For the first time since entering the room, Joga hesitated.
A long silence followed.
Then he spoke almost gently.
“It was afraid.”
“The elephant?”
“Yes.”
“And you stayed with it while it died?”
His gaze lowered slightly.
“No creature should die alone.”
The answer hit something inside her unexpectedly hard.
Bhaag looked away quickly toward the rain.
Because suddenly she remembered sitting alone beside her mother’s hospital bed years ago after the accident.
Machines.
Silence.
Artificial light.
No creature should die alone.
The same sentence echoed painfully inside her chest now.
She hated him a little for understanding that.
Late evening covered the prison complex in darkness.
Most visitors had already left.
But Bhaag remained inside Officer Rana’s office reviewing confiscated evidence photographs connected to the poaching investigation.
Her eyes narrowed over one particular image.
Wildlife photographs recovered from a smuggler’s camera.
At first they appeared ordinary.
Tigers.
Forests.
Riverbanks.
But hidden carefully within background details were coded symbols.
Tree markings.
Rock patterns.
Directional clues.
Transport routes.
“Smuggling communication,” Bhaag whispered.
Rana nodded grimly. “The photographs were messages.”
“Who decoded them?”
The officer hesitated.
Then reluctantly answered:
“Joga.”
Bhaag looked up sharply.
“He identified every hidden route correctly.”
Another strange chill moved through her.
How could someone learn forests that intimately?
Unless…
He truly had lived inside them.
A younger officer suddenly rushed into the room holding documents.
“Sir, satellite reports confirm illegal movement near border sectors again.”
Rana cursed under his breath.
“Same routes?”
“Yes.”
Bhaag looked toward the interrogation hallway instinctively.
Joga already knew.
Somehow he always knew.
The next morning arrived cold and silent.
Before sunrise, Bhaag stood awake inside the guest quarters arranged for her near the prison compound.
Sleep had abandoned her completely.
She stepped outside onto the balcony overlooking distant forest hills barely visible beneath pale mist.

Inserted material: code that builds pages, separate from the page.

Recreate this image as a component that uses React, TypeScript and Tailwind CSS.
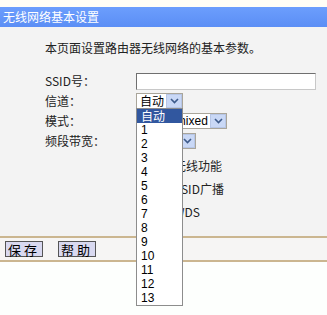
import React from "react";

const cjk = { fontFamily: '"Noto Sans CJK SC", "Liberation Sans", sans-serif' };
const latin = { fontFamily: '"Liberation Sans", "Noto Sans CJK SC", sans-serif' };

const Arrow = () => (
  <span className="flex h-full w-[16px] shrink-0 items-center justify-center border border-[#b7c6e6] bg-[#c9d8f6]">
    <svg width="9" height="6" viewBox="0 0 9 6">
      <polyline points="1,1 4.5,4.5 8,1" fill="none" stroke="#3d5a8a" strokeWidth="1.6" />
    </svg>
  </span>
);

const Select = ({ text, width, font }: { text: string; width: string; font?: React.CSSProperties }) => (
  <div className={`flex h-[16px] ${width} items-center border border-[#a9a59a] bg-white`}>
    <span className="flex-1 whitespace-nowrap pl-[3px] text-[12px] leading-[14px] text-black" style={font}>
      {text}
    </span>
    <Arrow />
  </div>
);

const Row = ({ label, children }: { label: string; children: React.ReactNode }) => (
  <div className="flex h-[20px] items-center">
    <span className="w-[91px] text-[12px] leading-none text-[#222]">{label}</span>
    {children}
  </div>
);

const Check = ({ label }: { label: string }) => (
  <div className="flex h-[23px] items-center pl-[91px]">
    <span className="mr-[1px] h-[13px] w-[13px] border border-[#1c5180] bg-white" />
    <span className="text-[12px] leading-none text-[#222]">{label}</span>
  </div>
);

const channels = ["自动", "1", "2", "3", "4", "5", "6", "7", "8", "9", "10", "11", "12", "13"];

export default function App() {
  return (
    <div className="relative h-[315px] w-[327px] overflow-hidden bg-[#fdfffd]" style={cjk}>
      <div className="h-[7px] bg-[#fffef6]" />
      <div className="flex h-[20px] items-center bg-gradient-to-b from-[#6c9efd] to-[#5b8ef5] pl-[3px] text-[12px] text-white">
        无线网络基本设置
      </div>
      <div className="h-[209px] bg-[#f3f3f3] pl-[45px]">
        <div className="pt-[13px] text-[12px] leading-[16px] text-[#222]">本页面设置路由器无线网络的基本参数。</div>
        <div className="mt-[15px]">
          <Row label="SSID号：">
            <div className="h-[17px] w-[180px] border border-t-[#6f6f6f] border-l-[#6f6f6f] border-b-[#c8c8c8] border-r-[#c8c8c8] bg-white" />
          </Row>
          <Row label="信道：">
            <Select text="自动" width="w-[47px]" />
          </Row>
          <Row label="模式：">
            <Select text="11bgn mixed" width="w-[91px]" font={latin} />
          </Row>
          <Row label="频段带宽：">
            <Select text="自动" width="w-[60px]" />
          </Row>
          <div className="mt-[3px]">
            <Check label="开启无线功能" />
            <Check label="开启SSID广播" />
            <Check label="开启WDS" />
          </div>
        </div>
      </div>
      <div className="h-[2px] bg-[#cbb690]" />
      <div className="flex h-[22px] items-center gap-[15px] bg-[#f6f5f4] pl-[5px]">
        <button className="h-[16px] w-[38px] border border-[#555] bg-[#d9d9f0] text-[13px] leading-none tracking-[3px] text-black">保存</button>
        <button className="h-[16px] w-[38px] border border-[#555] bg-[#d9d9f0] text-[13px] leading-none tracking-[3px] text-black">帮助</button>
      </div>
      <div className="h-[2px] bg-[#cbb690]" />

      <div className="absolute left-[136px] top-[108px] w-[47px] border border-[#8d8d8d] bg-white">
        {channels.map((c, i) => (
          <div
            key={c}
            className={`flex h-[14px] items-center pl-[4px] text-[12px] leading-none ${i === 0 ? "bg-[#31579f] text-white" : "text-black"}`}
            style={i === 0 ? cjk : latin}
          >
            {c}
          </div>
        ))}
      </div>
    </div>
  );
}
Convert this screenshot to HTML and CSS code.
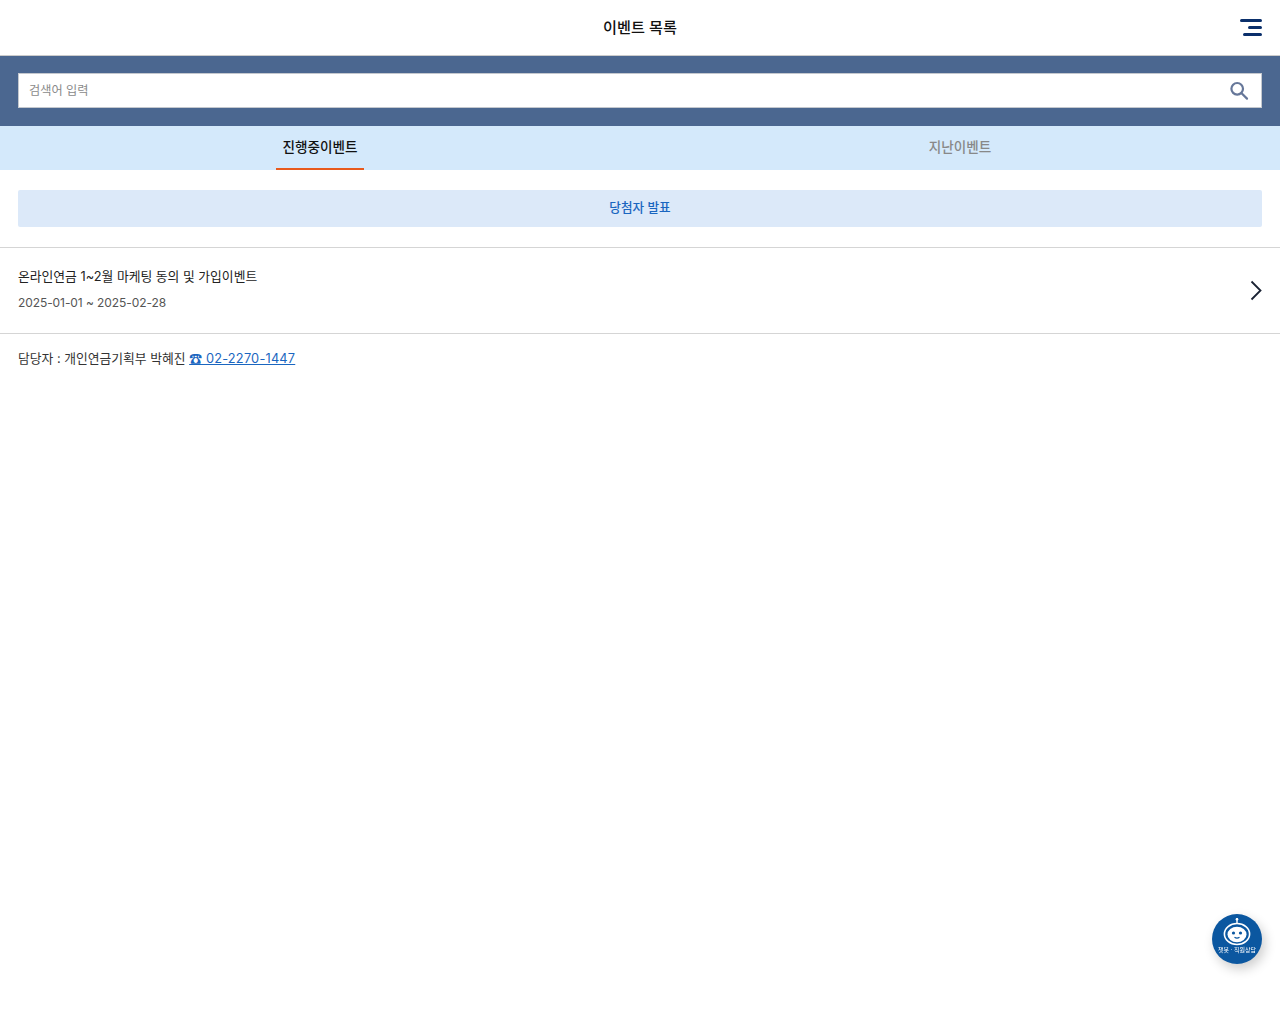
FILE: index.html
```html
<!DOCTYPE html>
<html lang="ko">
<head>
  <meta charset="UTF-8">
  <title>이벤트 목록</title>
  <link rel="stylesheet" href="styles.css">
</head>
<body>
  <header class="top-bar">
    <h1>이벤트 목록</h1>
    <button class="menu-btn" aria-label="메뉴">
      <span class="line-a"></span>
      <span class="line-b"></span>
      <span class="line-c"></span>
    </button>
  </header>

  <div class="search-bar">
    <div class="search-box">
      <input type="text" placeholder="검색어 입력">
      <svg class="search-icon" width="20" height="20" viewBox="0 0 20 20" fill="none" stroke="#667799" stroke-width="2.2">
        <circle cx="8.2" cy="7.8" r="5.8"/>
        <path d="M12.6 12.2L18 17.6" stroke-linecap="round"/>
      </svg>
    </div>
  </div>

  <nav class="tabs">
    <a class="tab active"><span>진행중이벤트</span></a>
    <a class="tab"><span>지난이벤트</span></a>
  </nav>

  <div class="winner-wrap">
    <a class="winner-btn">당첨자 발표</a>
  </div>

  <ul class="event-list">
    <li class="event-item">
      <div class="event-text">
        <p class="event-title">온라인연금 1~2월 마케팅 동의 및 가입이벤트</p>
        <p class="event-date">2025-01-01 ~ 2025-02-28</p>
      </div>
      <svg class="chevron" width="14" height="22" viewBox="0 0 14 22" fill="none" stroke="#1a2233" stroke-width="1.8">
        <path d="M2.5 1.5L11.5 10.5L2.5 19.5"/>
      </svg>
    </li>
  </ul>

  <p class="contact">담당자 : 개인연금기획부 박혜진 <a href="tel:02-2270-1447">☎ 02-2270-1447</a></p>

  <!-- 챗봇 버튼 -->
  <a class="chat-btn">
    <svg width="30" height="29" viewBox="0 0 30 29" fill="none">
      <path d="M15 1v5" stroke="#fff" stroke-width="1.4"/>
      <circle cx="15" cy="2.2" r="1.3" fill="#fff"/>
      <ellipse cx="15" cy="17" rx="12.6" ry="10.5" stroke="#fff" stroke-width="1.6"/>
      <ellipse cx="15" cy="17.5" rx="9.5" ry="7.8" fill="#fff"/>
      <circle cx="11.5" cy="16" r="1.6" fill="#0b57a0"/>
      <circle cx="18.5" cy="16" r="1.6" fill="#0b57a0"/>
      <path d="M12.5 20.2q2.5 1.8 5 0" stroke="#0b57a0" stroke-width="1.2"/>
    </svg>
    <span>챗봇 · 직원상담</span>
  </a>
</body>
</html>
```

FILE: styles.css
```css
* {
  box-sizing: border-box;
}

body {
  margin: 0;
  min-height: 1024px;
  background-color: #fff;
  color: #222;
  font-family: Inter, "Noto Sans CJK KR", sans-serif;
  font-size: 14px;
}

p, h1, ul {
  margin: 0;
  padding: 0;
}

ul {
  list-style: none;
}

.top-bar {
  position: relative;
  display: flex;
  justify-content: center;
  align-items: center;
  height: 56px;
  border-bottom: 1px solid #ccc;
}

.top-bar h1 {
  font-size: 15.2px;
  font-weight: 500;
  color: #111;
  margin-bottom: 4px;
}

.menu-btn {
  position: absolute;
  top: 19px;
  right: 18px;
  width: 22px;
  height: 17px;
  padding: 0;
  border: none;
  background: none;
}

.menu-btn span {
  position: absolute;
  right: 0;
  height: 3px;
  border-radius: 2px;
  background-color: #0a2f6b;
}

.line-a { top: 0; width: 22px; }
.line-b { top: 7px; width: 14px; }
.line-c { top: 14px; width: 19px; }

.search-bar {
  padding: 17px 18px 18px;
  background-color: #4b6790;
}

.search-box {
  display: flex;
  align-items: center;
  height: 35px;
  padding: 0 12px 0 10px;
  background-color: #fff;
  border: 1px solid #c4c8ce;
}

.search-box input {
  flex: 1;
  border: none;
  outline: none;
  padding: 0;
  font-family: inherit;
  font-size: 12.2px;
}

.search-box input::placeholder {
  color: #8a8a8a;
}

.tabs {
  display: flex;
  height: 44px;
  background-color: #d4e9fb;
}

.tab {
  flex: 1;
  display: flex;
  justify-content: center;
  color: #888;
  font-size: 13.6px;
  font-weight: 500;
}

.tab span {
  padding: 0 6px;
  line-height: 42px;
  height: 44px;
}

.tab.active {
  color: #111;
}

.tab.active span {
  border-bottom: 2px solid #e85a1c;
}

.winner-wrap {
  padding: 20px 18px;
  border-bottom: 1px solid #d5d5d5;
}

.winner-btn {
  display: block;
  height: 37px;
  line-height: 35px;
  text-align: center;
  font-size: 12.6px;
  font-weight: 500;
  color: #1a66c0;
  background-color: #dce9f9;
  border-radius: 2px;
}

.event-item {
  display: flex;
  justify-content: space-between;
  align-items: center;
  height: 86px;
  padding: 0 17px 0 18px;
  border-bottom: 1px solid #d5d5d5;
}

.event-text {
  margin-bottom: 2px;
}

.event-title {
  font-size: 12.8px;
  line-height: 20px;
  color: #222;
}

.event-date {
  margin-top: 7px;
  font-size: 12px;
  letter-spacing: -0.08px;
  line-height: 18px;
  color: #555;
}

.contact {
  padding: 15px 18px;
  font-size: 12.8px;
  line-height: 20px;
  color: #333;
}

.contact a {
  color: #1a66c0;
  letter-spacing: 0.2px;
}

.chat-btn {
  position: fixed;
  right: 18px;
  bottom: 60px;
  width: 50px;
  height: 50px;
  display: flex;
  flex-direction: column;
  align-items: center;
  padding-top: 3px;
  border-radius: 50%;
  background-color: #0b57a0;
  box-shadow: 3px 5px 12px rgba(0, 0, 0, 0.2);
  color: #fff;
}

.chat-btn span {
  font-size: 6px;
  line-height: 7px;
  white-space: nowrap;
}
```
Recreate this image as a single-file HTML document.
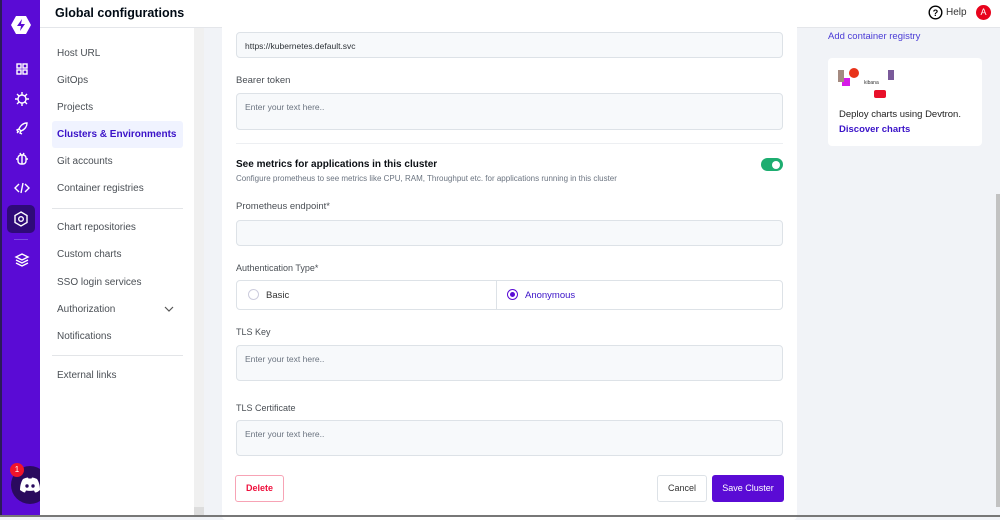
<!DOCTYPE html>
<html><head><meta charset="utf-8"><style>
*{margin:0;padding:0;box-sizing:border-box}
body{width:1000px;height:517px;overflow:hidden;position:relative;background:#f1f3f7;font-family:"Liberation Sans",sans-serif;color:#3b444c}
.a{position:absolute}
.nav{left:0;top:0;width:40px;height:517px;background:#5a0bd5;border-left:2px solid #2c1a5a}
.hdr{left:40px;top:0;width:960px;height:28px;background:#fff;border-bottom:1px solid #e4e6ea}
.side{left:40px;top:28px;width:154px;height:489px;background:#fff}
.side div{position:absolute;left:17px;font-size:10px;color:#4a4f55}
.sb{left:194px;top:28px;width:10px;height:489px;background:#f0f0f0}
.card{left:222px;top:20px;width:575px;height:500px;background:#fff;border-radius:4px}
.inp{position:absolute;left:14px;width:547px;background:#f7f9fb;border:1px solid #dde2e7;border-radius:4px;font-size:8.5px;color:#6b7480;padding:8px}
.lbl{position:absolute;left:14px;font-size:9.5px;color:#4a4f55}
.ic{position:absolute;left:12px;width:16px;height:16px}
</style></head><body>
<div class="a nav">
 <svg class="a" style="left:8px;top:14px" width="22" height="22" viewBox="0 0 22 22"><path d="M6 2h10l5 9-5 9H6L1 11z" fill="#fff"/><path d="M12 5l-5 7h4l-1 5 5-7h-4z" fill="#5a0bd5"/></svg>
 <svg class="ic" style="top:61px" viewBox="0 0 16 16" fill="none" stroke="#fff" stroke-width="1.4"><rect x="3" y="3" width="4" height="4"/><rect x="9" y="3" width="4" height="4"/><rect x="3" y="9" width="4" height="4"/><rect x="9" y="9" width="4" height="4"/></svg>
 <svg class="ic" style="top:91px" viewBox="0 0 16 16" fill="none" stroke="#fff" stroke-width="1.4"><circle cx="8" cy="8" r="4"/><path d="M8 1v3M8 12v3M1 8h3M12 8h3M3 3l2 2M11 11l2 2M3 13l2-2M11 5l2-2"/></svg>
 <svg class="ic" style="top:120px" viewBox="0 0 16 16" fill="none" stroke="#fff" stroke-width="1.4"><path d="M13 3c-4 0-7 3-8 6l2 2c3-1 6-4 6-8zM5 9l-2 1 1 2M7 11l-1 2 2 1M3 13l2-2"/></svg>
 <svg class="ic" style="top:150px" viewBox="0 0 16 16" fill="none" stroke="#fff" stroke-width="1.4"><rect x="4" y="5" width="8" height="9" rx="3"/><path d="M4 9H2M14 9h-2M8 5v9M6 3l1 2M10 3l-1 2"/></svg>
 <svg class="ic" style="top:180px" viewBox="0 0 16 16" fill="none" stroke="#fff" stroke-width="1.4"><path d="M5 4L1 8l4 4M11 4l4 4-4 4M9 3L7 13"/></svg>
 <div class="a" style="left:5px;top:205px;width:28px;height:28px;background:#2f0a78;border-radius:5px"></div>
 <svg class="ic" style="top:211px;left:11px" viewBox="0 0 16 16" fill="none" stroke="#fff" stroke-width="1.4"><path d="M8 1l6 3.5v7L8 15l-6-3.5v-7z"/><circle cx="8" cy="8" r="2.3"/></svg>
 <div class="a" style="left:12px;top:239px;width:14px;height:1px;background:#7a4be0"></div>
 <svg class="ic" style="top:252px" viewBox="0 0 16 16" fill="none" stroke="#fff" stroke-width="1.4"><path d="M8 2l6 3-6 3-6-3zM2 8l6 3 6-3M2 11l6 3 6-3"/></svg>
</div>
<div class="a" style="left:11px;top:466px;width:38px;height:38px;border-radius:50%;background:#2a0a5e"></div>
<svg class="a" style="left:19px;top:477px" width="22" height="16" viewBox="0 0 22 16"><path d="M4 2c2-1 4-1.5 5-1.5l.5 1h3l.5-1c1 0 3 .5 5 1.5 2 3 3 7 3 11-1.5 1.5-3.5 2.5-5 2.5l-1-2c-2 .5-6 .5-8 0l-1 2C5 15.5 3 14.5 1 13c0-4 1-8 3-11z" fill="#fff"/><circle cx="8" cy="9" r="1.7" fill="#2a0a5e"/><circle cx="14" cy="9" r="1.7" fill="#2a0a5e"/></svg>
<div class="a" style="left:10px;top:463px;width:14px;height:14px;border-radius:50%;background:#f0142b;color:#fff;font-size:8px;text-align:center;line-height:14px">1</div>
<div class="a hdr"><div class="a" style="left:15px;top:6px;font-size:12.5px;font-weight:bold;color:#000a14">Global configurations</div>
 <svg class="a" style="left:888px;top:5px" width="15" height="15" viewBox="0 0 15 15"><circle cx="7.5" cy="7.5" r="6.3" fill="none" stroke="#000" stroke-width="1.4"/><text x="7.5" y="11" font-size="9" font-weight="bold" text-anchor="middle" font-family="Liberation Sans">?</text></svg>
 <div class="a" style="left:906px;top:7px;font-size:10px;color:#333">Help</div>
 <div class="a" style="left:936px;top:5px;width:15px;height:15px;border-radius:50%;background:#e8031c;color:#fff;font-size:9px;text-align:center;line-height:15px">A</div>
</div>
<div class="a side">
 <div style="top:20px">Host URL</div><div style="top:47px">GitOps</div><div style="top:74px">Projects</div>
 <div style="left:12px;top:93px;width:131px;height:27px;background:#f0f3ff;border-radius:3px"></div>
 <div style="top:101px;color:#3a12c8;font-weight:bold">Clusters &amp; Environments</div>
 <div style="top:128px">Git accounts</div><div style="top:155px">Container registries</div>
 <div style="left:12px;top:180px;width:131px;height:1px;background:#e3e5e8"></div>
 <div style="top:194px">Chart repositories</div><div style="top:221px">Custom charts</div><div style="top:249px">SSO login services</div>
 <div style="top:276px">Authorization</div>
 <svg style="position:absolute;left:124px;top:278px" width="10" height="7" viewBox="0 0 10 7"><path d="M1 1l4 4 4-4" fill="none" stroke="#555" stroke-width="1.2"/></svg>
 <div style="top:303px">Notifications</div>
 <div style="left:12px;top:327px;width:131px;height:1px;background:#e3e5e8"></div>
 <div style="top:342px">External links</div>
</div>
<div class="a sb"></div>
<div class="a" style="left:194px;top:507px;width:10px;height:10px;background:#ddd"></div>
<div class="a card">
 <div class="inp" style="top:12px;height:26px;color:#2e3338">https://kubernetes.default.svc</div>
 <div class="lbl" style="top:55px">Bearer token</div>
 <div class="inp" style="top:73px;height:37px">Enter your text here..</div>
 <div class="a" style="left:14px;top:123px;width:547px;height:1px;background:#edeff2"></div>
 <div class="a" style="left:14px;top:139px;font-size:10px;font-weight:bold;color:#0b0f14">See metrics for applications in this cluster</div>
 <div class="a" style="left:14px;top:154px;font-size:8px;color:#6b7480">Configure prometheus to see metrics like CPU, RAM, Throughput etc. for applications running in this cluster</div>
 <div class="a" style="left:539px;top:138px;width:22px;height:13px;border-radius:7px;background:#1dad70"><div class="a" style="left:11px;top:2.5px;width:8px;height:8px;border-radius:50%;background:#fff"></div></div>
 <div class="lbl" style="top:181px">Prometheus endpoint*</div>
 <div class="inp" style="top:200px;height:26px"></div>
 <div class="lbl" style="top:243px;font-size:9px">Authentication Type*</div>
 <div class="a" style="left:14px;top:260px;width:547px;height:30px;border:1px solid #dde2e7;border-radius:4px">
  <div class="a" style="left:259px;top:0;width:1px;height:28px;background:#dde2e7"></div>
  <div class="a" style="left:11px;top:8px;width:11px;height:11px;border-radius:50%;border:1px solid #ccd"></div>
  <div class="a" style="left:29px;top:9px;font-size:9.5px;color:#333">Basic</div>
  <div class="a" style="left:270px;top:8px;width:11px;height:11px;border-radius:50%;border:1px solid #5a0bd5"><div class="a" style="left:2px;top:2px;width:5px;height:5px;border-radius:50%;background:#5a0bd5"></div></div>
  <div class="a" style="left:288px;top:9px;font-size:9.5px;color:#3a12c8">Anonymous</div>
 </div>
 <div class="lbl" style="top:307px;font-size:9px">TLS Key</div>
 <div class="inp" style="top:325px;height:36px">Enter your text here..</div>
 <div class="lbl" style="top:383px;font-size:9px">TLS Certificate</div>
 <div class="inp" style="top:400px;height:36px">Enter your text here..</div>
 <div class="a" style="left:13px;top:455px;width:49px;height:27px;border:1px solid #f7a3b5;border-radius:3px;color:#ef0f3c;font-size:9px;font-weight:bold;text-align:center;line-height:25px">Delete</div>
 <div class="a" style="left:435px;top:455px;width:50px;height:27px;border:1px solid #dde2e7;border-radius:3px;color:#333;font-size:9px;text-align:center;line-height:25px">Cancel</div>
 <div class="a" style="left:490px;top:455px;width:72px;height:27px;background:#5a0bd5;border-radius:3px;color:#fff;font-size:9px;text-align:center;line-height:27px">Save Cluster</div>
</div>
<div class="a" style="left:828px;top:31px;font-size:9.5px;color:#4a3bd6">Add container registry</div>
<div class="a" style="left:828px;top:58px;width:154px;height:88px;background:#fff;border-radius:4px">
 <div class="a" style="left:21px;top:10px;width:10px;height:10px;border-radius:50%;background:#e8331a"></div>
 <div class="a" style="left:14px;top:20px;width:8px;height:8px;background:#d61ae8"></div>
 <div class="a" style="left:36px;top:22px;font-size:5px;color:#333">kibana</div>
 <div class="a" style="left:46px;top:32px;width:12px;height:8px;background:#e8102a;border-radius:2px"></div>
 <div class="a" style="left:10px;top:12px;width:6px;height:12px;background:#a48a80"></div>
 <div class="a" style="left:60px;top:12px;width:6px;height:10px;background:#7a5a9a"></div>
 <div class="a" style="left:11px;top:51px;font-size:9.5px;color:#222">Deploy charts using Devtron.</div>
 <div class="a" style="left:11px;top:66px;font-size:9.5px;font-weight:bold;color:#3a12c8">Discover charts</div>
</div>
<div class="a" style="left:996px;top:194px;width:4px;height:313px;background:#c2c2c2"></div>
<div class="a" style="left:0;top:515px;width:1000px;height:2px;background:#777"></div>
</body></html>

The world looked suspended between darkness and dawn.
Then she noticed movement below.
Near the far security fence facing the forest.
Someone sitting alone.
Bhaag narrowed her eyes.
Joga.
A guard stood nearby watching him cautiously from distance while allowing him fresh morning air under supervision.
But Joga seemed unaware of everything around him.
He sat cross-legged silently facing the forest horizon.
Completely still.
The rising wind moved softly through his dark hair while early dawn light touched his face.
Then Bhaag heard it.
Softly.
Repeated like a breath.
“Waheguru…”
Again.
“Waheguru…”
Not dramatic.
Not performative.
Peaceful.
Ancient.
Like someone speaking to the universe itself.
Bhaag watched silently from above.
For the first time since meeting him, Joga no longer looked frightening.
He looked alone.
Deeply, impossibly alone.
Birds slowly began singing within distant trees as dawn approached.
And strangely…
the forest itself seemed to listen to him.